Search the material for the string "this" and copy each line where it occurs.
########
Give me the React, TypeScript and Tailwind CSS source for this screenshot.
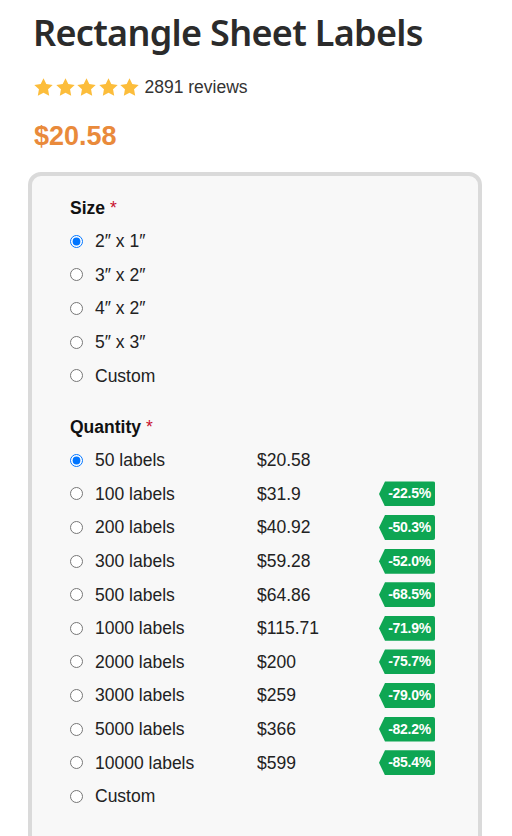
import React from "react";

const sizes = ["2″ x 1″", "3″ x 2″", "4″ x 2″", "5″ x 3″", "Custom"];
const qty: { l: string; p?: string; d?: string }[] = [
  { l: "50 labels", p: "$20.58" },
  { l: "100 labels", p: "$31.9", d: "-22.5%" },
  { l: "200 labels", p: "$40.92", d: "-50.3%" },
  { l: "300 labels", p: "$59.28", d: "-52.0%" },
  { l: "500 labels", p: "$64.86", d: "-68.5%" },
  { l: "1000 labels", p: "$115.71", d: "-71.9%" },
  { l: "2000 labels", p: "$200", d: "-75.7%" },
  { l: "3000 labels", p: "$259", d: "-79.0%" },
  { l: "5000 labels", p: "$366", d: "-82.2%" },
  { l: "10000 labels", p: "$599", d: "-85.4%" },
  { l: "Custom" },
];

function Star() {
  return (
    <svg width="21" height="21" viewBox="0 0 24 24" className="shrink-0">
      <path
        d="M12 1.5l3.2 6.6 7.3 1-5.3 5 1.3 7.2L12 17.9l-6.5 3.4 1.3-7.2-5.3-5 7.3-1z"
        fill="#fcbd3b"
      />
    </svg>
  );
}

function Radio({ checked }: { checked?: boolean }) {
  return (
    <input
      type="radio"
      readOnly
      checked={!!checked}
      className="m-0 w-[13px] h-[13px] shrink-0 accent-[#0075ff]"
    />
  );
}

export default function App() {
  return (
    <div
      className="min-h-screen bg-white pl-[28px] text-[#333]"
      style={{ fontFamily: "'Liberation Sans', Arial, sans-serif" }}
    >
      <h1
        className="pl-[5px] pt-[11px] text-[36px] leading-[44px] font-semibold text-[#2b2b2b] tracking-[-0.7px]"
        style={{ fontFamily: "'Noto Sans', sans-serif" }}
      >
        Rectangle Sheet Labels
      </h1>
      <div className="mt-[21px] pl-[5px] flex items-center h-[22px] gap-[0.5px]">
        <Star />
        <Star />
        <Star />
        <Star />
        <Star />
        <span className="ml-[4px] text-[17.5px] text-[#333]">2891 reviews</span>
      </div>
      <div className="mt-[22px] pl-[6px] h-[32px] flex items-center text-[27px] font-bold text-[#e98a3b]">
        $20.58
      </div>
      <div className="mt-[20px] w-[454px] border-[4px] border-[#dadada] rounded-[13px] bg-[#f8f8f8] pl-[38px] pt-[15px] pb-[40px] text-[17.5px] text-[#222]">
        <div className="h-[33.6px] flex items-center font-bold text-[#111]">
          Size<span className="ml-[5px] text-[#c8102e] font-normal">*</span>
        </div>
        {sizes.map((s, i) => (
          <div key={s} className="h-[33.6px] flex items-center">
            <Radio checked={i === 0} />
            <span className="ml-[12px]">{s}</span>
          </div>
        ))}
        <div className="mt-[17.4px] h-[33.6px] flex items-center font-bold text-[#111]">
          Quantity<span className="ml-[5px] text-[#c8102e] font-normal">*</span>
        </div>
        {qty.map((q, i) => (
          <div key={q.l + i} className="h-[33.6px] flex items-center">
            <div className="w-[187px] flex items-center">
              <Radio checked={i === 0} />
              <span className="ml-[12px]">{q.l}</span>
            </div>
            <div className="w-[122px]">{q.p}</div>
            {q.d && (
              <div className="w-[56px] h-[25px] bg-[#0ea653] rounded-r-[2px] [clip-path:polygon(6px_0,100%_0,100%_100%,6px_100%,0_50%)] flex items-center justify-center pl-[5px] text-[14px] tracking-[-0.3px] font-bold text-white">
                {q.d}
              </div>
            )}
          </div>
        ))}
      </div>
    </div>
  );
}
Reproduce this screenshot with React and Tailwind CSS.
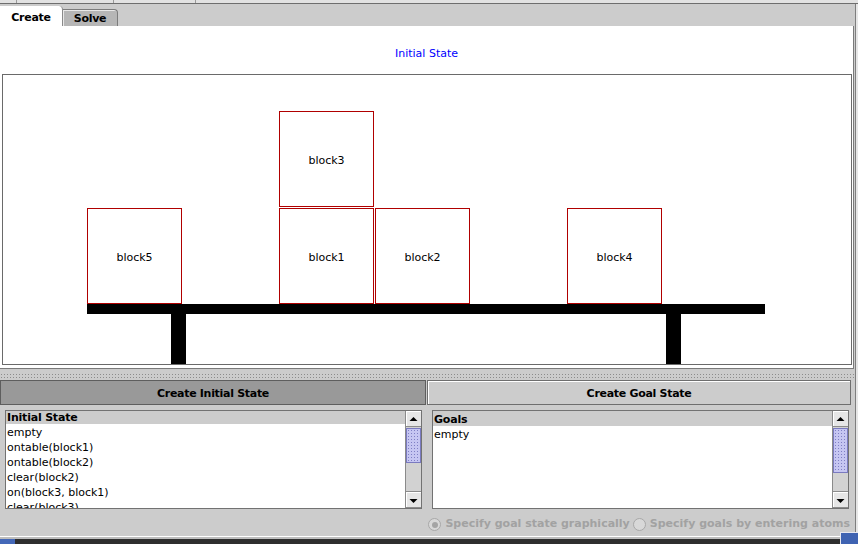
########
◆ **ANSWER IN FULL**
Give me the React, TypeScript and Tailwind CSS source for this screenshot.
Reproduce this screenshot with React and Tailwind CSS.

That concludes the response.